Après quoi, les opposants ont entonné un chant, devenu le mot d’ordre de la journée, tiré d’un texte du poète Mochini. Que dit ce poème? "Laisse tomber ton fusil, je hais cet instrument sanguinaire aussi bien au Liban, à Qods que dans les rues d’Iran." Ce qui est déjà une forme de contestation publique de la "diplomatie" musclée et militariste de M.Ahmadinejad au Moyen-Orient. En réponse aux "Mort à Israël!", traditionnels dans cette journée de soutien à la Palestine, ont aussi fusé dans la foule des slogans nouveaux "Mort à la Russie! Mort à la Chine!", alliés de l’Iran. Ce n’était pas le seul changement dans l’attitude des manifestants "verts" qui, vendredi, se sont comptés dans les rues, ce qu’ils n’avaient pu faire depuis la manifestation du 9juillet commémorant le soulèvement étudiant de 1999, durement réprimé.

Behzad, ancien restaurateur au chômage, était parmi eux. Au téléphone, il nous a confié son témoignage: "Lors des grandes manifestations de juin, j’étais terrorisé. Vendredi, nous n’avions plus peur. En nous voyant tous dans la rue, nous avons repris confiance. La différence, c’est que cette fois nous avons répliqué. Mon neveu a été battu à coups de matraque par des bassidji près de la place Valli-a-Ast. Quand ils ont voulu l’embarquer,les gens autour de nous les en ont empêchés en leur jetant des pierres et tout ce qu’ils pouvaient."

"S’ILS T’ARRÊTENT, CE SERA LA RÉVOLTE"

Même solidarité au secours des trois chefs réformateurs qui s’étaient rendus à la marche. L’ex-président Mohammad Khatami, attaqué par un groupe de fondamentalistes, s’est vu arracher son turban. La foule a empêché qu’il soit blessé car, selon certaines sources, ses assaillants étaient munis d’armes blanches. M.Moussavi a été assiégé dans sa voiture et traité d’"hyprocrite". Quant à Medhdi Karoubi, ce religieux réformateur qui a dénoncé viols et tortures en prison, il a pu, sous la protection des manifestants, participer à la marche plus d’une heure sous les ovations: "Karoubi notre héros! S’ils t’arrêtent, ce sera la révolte."

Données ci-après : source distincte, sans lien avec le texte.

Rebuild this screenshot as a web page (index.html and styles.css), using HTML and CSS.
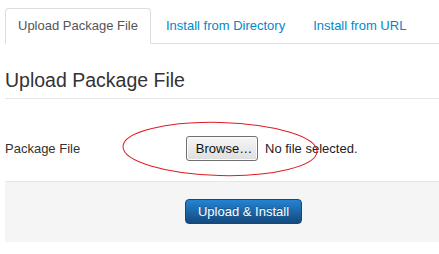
FILE: index.html
```html
<!DOCTYPE html>
<html lang="en">
<head>
    <meta charset="UTF-8">
    <title>Extension Manager: Install</title>
    <link rel="stylesheet" href="styles.css">
</head>
<body>
    <div class="page">
        <!-- Install method tabs -->
        <ul class="tabs">
            <li class="tab active"><a href="#package">Upload Package File</a></li>
            <li class="tab"><a href="#directory">Install from Directory</a></li>
            <li class="tab"><a href="#url">Install from URL</a></li>
        </ul>

        <form class="upload-form">
            <fieldset>
                <legend>Upload Package File</legend>
                <div class="control-group">
                    <label class="control-label" for="install_package">Package File</label>
                    <div class="controls">
                        <button type="button" class="browse" id="install_package">Browse…</button>
                        <span class="file-name">No file selected.</span>
                    </div>
                </div>
                <div class="form-actions">
                    <button type="button" class="btn-primary">Upload &amp; Install</button>
                </div>
            </fieldset>
        </form>

        <!-- hand drawn highlight -->
        <svg class="marker" width="204" height="64" viewBox="0 0 204 64">
            <ellipse cx="101" cy="31" rx="97" ry="26.5" transform="rotate(1.5 101 31)" fill="none" stroke="#e01b24" stroke-width="1"/>
        </svg>
    </div>
</body>
</html>
```

FILE: styles.css
```css
/* General page styles */
body {
    font-family: "Liberation Sans", Arial, sans-serif;
    font-size: 13px;
    color: #333;
    background-color: #fff;
    margin: 0;
    overflow: hidden;
}

.page {
    position: relative;
    padding: 8px 0 0 5px;
}

/* Tabs */
.tabs {
    display: flex;
    list-style: none;
    margin: 0 0 18px 0;
    padding: 0;
    border-bottom: 1px solid #ddd;
}

.tab {
    margin-right: 2px;
    margin-bottom: -1px;
}

.tab a {
    display: block;
    padding: 8px 12px;
    line-height: 18px;
    color: #0088cc;
    text-decoration: none;
    border: 1px solid transparent;
    border-radius: 4px 4px 0 0;
}

.tab.active a {
    color: #555;
    background-color: #fff;
    border-color: #ddd #ddd transparent;
}

/* Form */
fieldset {
    border: none;
    margin: 0;
    padding: 0;
}

legend {
    display: block;
    width: 100%;
    padding: 0;
    margin: 0 0 37px 0;
    font-size: 19.5px;
    line-height: 36px;
    color: #333;
    border-bottom: 1px solid #e5e5e5;
}

.control-group {
    display: flex;
    align-items: center;
    height: 25px;
    margin-bottom: 20px;
}

.control-label {
    width: 181px;
    color: #333;
}

.controls {
    display: flex;
    align-items: center;
}

.browse {
    width: 72px;
    height: 25px;
    padding: 0 0 0 4px;
    font-family: "Liberation Sans", Arial, sans-serif;
    font-size: 13px;
    color: #111;
    background: linear-gradient(to bottom, #f6f6f6, #dedede);
    border: 1px solid #707070;
    border-radius: 3px;
    box-shadow: inset 0 0 0 1px #fcfcfc;
}

.file-name {
    margin-left: 7px;
    color: #222;
}

.form-actions {
    padding: 17px 0 18px 180px;
    background-color: #f5f5f5;
    border-top: 1px solid #e5e5e5;
}

.btn-primary {
    display: block;
    width: 117px;
    height: 25px;
    padding: 0;
    font-family: "Liberation Sans", Arial, sans-serif;
    font-size: 13px;
    color: #fff;
    background: linear-gradient(to bottom, #2384d3, #15497c);
    border: 1px solid #14477a;
    border-radius: 4px;
    text-shadow: 0 -1px 0 rgba(0, 0, 0, 0.25);
}

/* red highlight drawn over the file input */
.marker {
    position: absolute;
    left: 119px;
    top: 118px;
}
```
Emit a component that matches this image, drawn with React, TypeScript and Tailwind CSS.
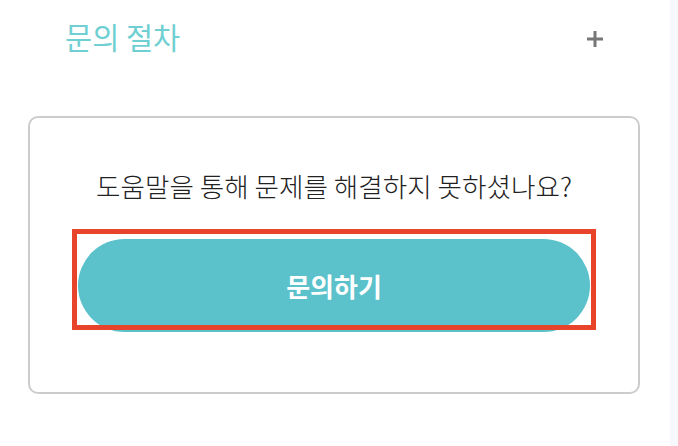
import React from "react";

const font = { fontFamily: '"Noto Sans CJK KR", "Noto Sans", sans-serif' };

const App = () => {
  return (
    <div className="flex w-[678px] h-[446px] bg-white" style={font}>
      <div className="flex-1 flex flex-col">
        {/* section header */}
        <div className="flex items-center justify-between pl-[65px] pr-[67px] h-[74px]">
          <h2 className="text-[29.5px] leading-none text-[#6fcfd2] font-normal">문의 절차</h2>
          <svg width="16" height="16" viewBox="0 0 16 16" className="mt-[4px]">
            <rect x="0" y="6.5" width="16" height="3" fill="#777" />
            <rect x="6.5" y="0" width="3" height="16" fill="#777" />
          </svg>
        </div>

        {/* contact card */}
        <div className="relative ml-[28px] mr-[30px] mt-[42px] h-[278px] border-2 border-[#cccccc] rounded-[10px] px-[48px] pt-[50px] flex flex-col">
          <p className="text-center text-[26.6px] leading-[36px] text-[#222] font-light">
            도움말을 통해 문제를 해결하지 못하셨나요?
          </p>
          <button className="mt-[35px] h-[93px] w-full rounded-full bg-[#5bc2cb] text-white text-[26px] font-semibold">
            문의하기
          </button>
          <div className="absolute left-[42px] top-[111px] w-[524px] h-[101px] border-[5px] border-[#e8442c]" />
        </div>
      </div>
      <div className="w-[8px] bg-[#f7f8fc]" />
    </div>
  );
};

export default App;
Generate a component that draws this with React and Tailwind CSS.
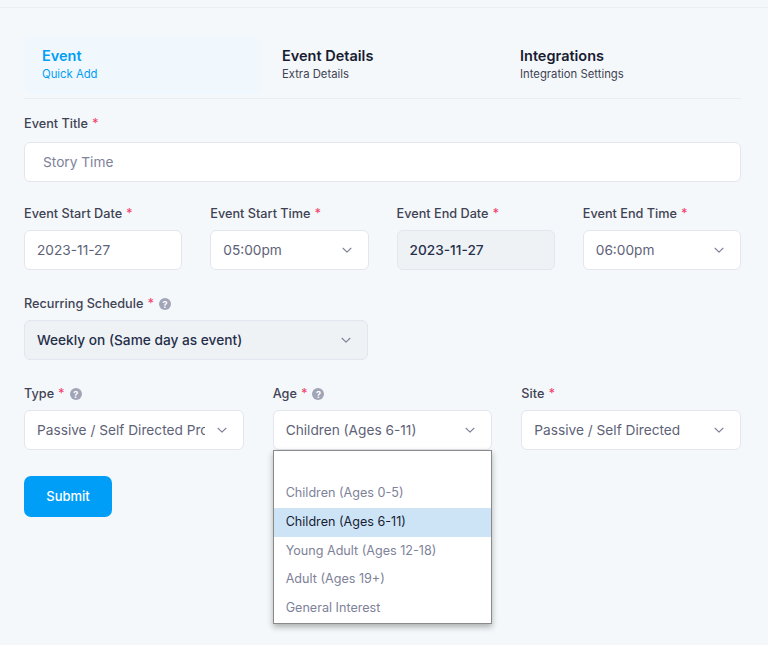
import React from "react";

const Chevron = () => (
  <svg width="14" height="14" viewBox="0 0 16 16" fill="none" className="shrink-0">
    <path d="M3.5 6l4.5 4.5L12.5 6" stroke="#7e8299" strokeWidth="1.3" strokeLinecap="round" strokeLinejoin="round" />
  </svg>
);

const Help = () => (
  <span className="inline-flex items-center justify-center w-[12px] h-[12px] rounded-full bg-[#a1a5b7] text-white text-[9px] font-bold leading-none ml-[5px]">?</span>
);

const Label = ({ children, help, mb = "mb-[6px]" }) => (
  <div className={`flex items-center text-[12.7px] font-medium text-[#3f4254] h-[20px] ${mb}`}>
    <span>{children}</span>
    <span className="text-[#f1416c] ml-[4px]">*</span>
    {help && <Help />}
  </div>
);

const Select = ({ value, gray, dark, open }) => (
  <div
    className={`h-[40px] rounded-[6px] border flex items-center justify-between gap-[10px] pl-[12px] pr-[14px] text-[13.7px] ${
      gray ? "bg-[#eff2f5] border-[#e4e6ef]" : "bg-white border-[#e4e6ef]"
    } ${open ? "border-[#b5b5c3]" : ""} ${dark ? "text-[#252f4a] font-medium" : "text-[#5e6278]"}`}
  >
    <span className="whitespace-nowrap overflow-hidden">{value}</span>
    <Chevron />
  </div>
);

export default function App() {
  const opts = ["", "Children (Ages 0-5)", "Children (Ages 6-11)", "Young Adult (Ages 12-18)", "Adult (Ages 19+)", "General Interest"];
  return (
    <div className="min-h-[645px] bg-[#f5f8fa] font-['Inter',sans-serif] pt-[7px]">
      <div className="border-t border-[#eaedf1] pl-[24px] pr-[27px] pt-[28px]">
        {/* Tabs */}
        <div className="flex border-b border-[#eaedf1] pb-[4px]">
          <div className="w-[238px] h-[58px] rounded-[8px] bg-[#f1f8fd] pl-[18px] pb-[2px] flex flex-col justify-center">
            <div className="text-[14.5px] font-semibold text-[#009ef7] leading-[20px]">Event</div>
            <div className="text-[11.3px] text-[#009ef7] leading-[16px]">Quick Add</div>
          </div>
          <div className="w-[238px] h-[58px] pl-[20px] pb-[2px] flex flex-col justify-center">
            <div className="text-[14.5px] font-semibold text-[#181c32] leading-[20px]">Event Details</div>
            <div className="text-[11.3px] text-[#3f4254] leading-[16px]">Extra Details</div>
          </div>
          <div className="w-[238px] h-[58px] pl-[20px] pb-[2px] flex flex-col justify-center">
            <div className="text-[14.5px] font-semibold text-[#181c32] leading-[20px]">Integrations</div>
            <div className="text-[11.3px] text-[#3f4254] leading-[16px]">Integration Settings</div>
          </div>
        </div>

        {/* Event title */}
        <div className="mt-[15px]">
          <Label mb="mb-[8px]">Event Title</Label>
          <div className="h-[40px] rounded-[6px] bg-white border border-[#e4e6ef] flex items-center pl-[18px] text-[13.7px] text-[#7e8299]">
            Story Time
          </div>
        </div>

        {/* Dates */}
        <div className="grid grid-cols-4 gap-x-[28px] mt-[22px]">
          <div>
            <Label>Event Start Date</Label>
            <div className="h-[40px] rounded-[6px] bg-white border border-[#e4e6ef] flex items-center pl-[12px] text-[13.7px] text-[#5e6278]">2023-11-27</div>
          </div>
          <div>
            <Label>Event Start Time</Label>
            <Select value="05:00pm" />
          </div>
          <div>
            <Label>Event End Date</Label>
            <div className="h-[40px] rounded-[6px] bg-[#eff2f5] border border-[#e4e6ef] flex items-center pl-[12px] text-[13.7px] font-medium text-[#252f4a]">2023-11-27</div>
          </div>
          <div>
            <Label>Event End Time</Label>
            <Select value="06:00pm" />
          </div>
        </div>

        {/* Recurring */}
        <div className="mt-[24px] w-[344px]">
          <Label help>Recurring Schedule</Label>
          <Select value="Weekly on (Same day as event)" gray dark />
        </div>

        {/* Type / Age / Site */}
        <div className="grid grid-cols-3 gap-x-[29px] mt-[24px]">
          <div>
            <Label help>Type</Label>
            <Select value="Passive / Self Directed Programs" />
          </div>
          <div className="relative">
            <Label help>Age</Label>
            <Select value="Children (Ages 6-11)" open />
            <div className="absolute left-0 right-0 top-[66px] bg-white border border-[#8a8a8a] shadow-[0_3px_6px_rgba(0,0,0,0.3)] z-10">
              {opts.map((o, i) => (
                <div
                  key={i}
                  className={`h-[28.6px] flex items-center pl-[12px] text-[12.6px] ${
                    i === 2 ? "bg-[#cde4f7] text-[#181c32]" : "text-[#7e8299]"
                  }`}
                >
                  {o}
                </div>
              ))}
            </div>
          </div>
          <div>
            <Label>Site</Label>
            <Select value="Passive / Self Directed" />
          </div>
        </div>

        <button className="mt-[26px] w-[88px] h-[41px] rounded-[7px] bg-[#009ef7] text-white text-[13px] font-medium">
          Submit
        </button>
      </div>
    </div>
  );
}
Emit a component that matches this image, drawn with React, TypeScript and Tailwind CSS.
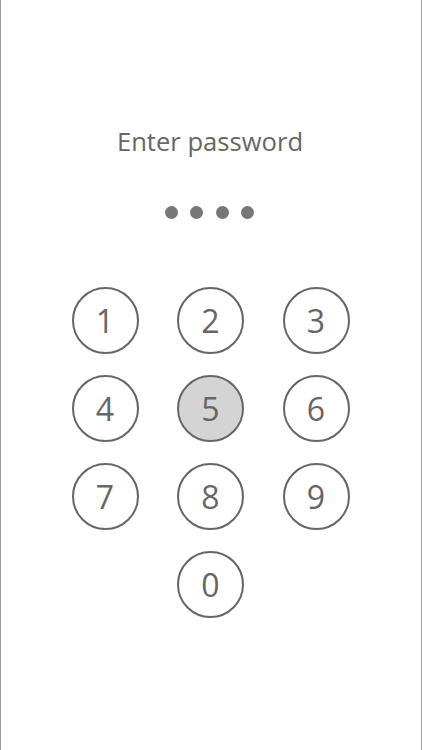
import React from "react";

const keys = ["1", "2", "3", "4", "5", "6", "7", "8", "9"];

function Key({ label, active }: { label: string; active?: boolean }) {
  return (
    <button
      className={`w-[67px] h-[67px] rounded-full border-2 border-[#666666] flex items-center justify-center text-[32px] leading-none text-[#666666] ${
        active ? "bg-[#d4d4d4]" : "bg-white"
      }`}
    >
      {label}
    </button>
  );
}

export default function App() {
  return (
    <div
      className="w-[422px] h-[750px] bg-white border-x border-[#9a9a9a] flex flex-col items-center"
      style={{ fontFamily: '"Open Sans", "Noto Sans", sans-serif' }}
    >
      <h1 className="mt-[124px] text-[25.6px] text-[#666666] leading-9 mr-[2px]">Enter password</h1>

      {/* Dots */}
      <div className="mt-[46px] flex gap-[12.5px] mr-[3px]">
        {[0, 1, 2, 3].map((i) => (
          <span key={i} className="w-[13px] h-[13px] rounded-full bg-[#777777]" />
        ))}
      </div>

      {/* Keypad */}
      <div className="mt-[68px] grid grid-cols-3 gap-x-[38.5px] gap-y-[21px] mr-[1px]">
        {keys.map((k) => (
          <Key key={k} label={k} active={k === "5"} />
        ))}
        <div />
        <Key label="0" />
      </div>
    </div>
  );
}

Des arrestations, il y en a eu des dizaines, notamment en province à Tabriz, Ispahan ou Karaj. A Chiraz, selon des témoins, une vingtaine de personnes détenues auraient été délivrées par les manifestants des mains des miliciens. "Voir cette foule pas intimidée du tout dans la rue après la répression terrible des mois derniers a dû être un choc pour le pouvoir", disait encore Behzad. Et l’analyste Ahmad Salamatian de conclure: "Vendredi, l’angoisse et la crainte ont changé de camp. L’hésitation s’installe au plus haut du pouvoir." De fait, dans la soirée, le vice-président du Parlement, Mohammad Reza Bahonar, dénonçait la répression.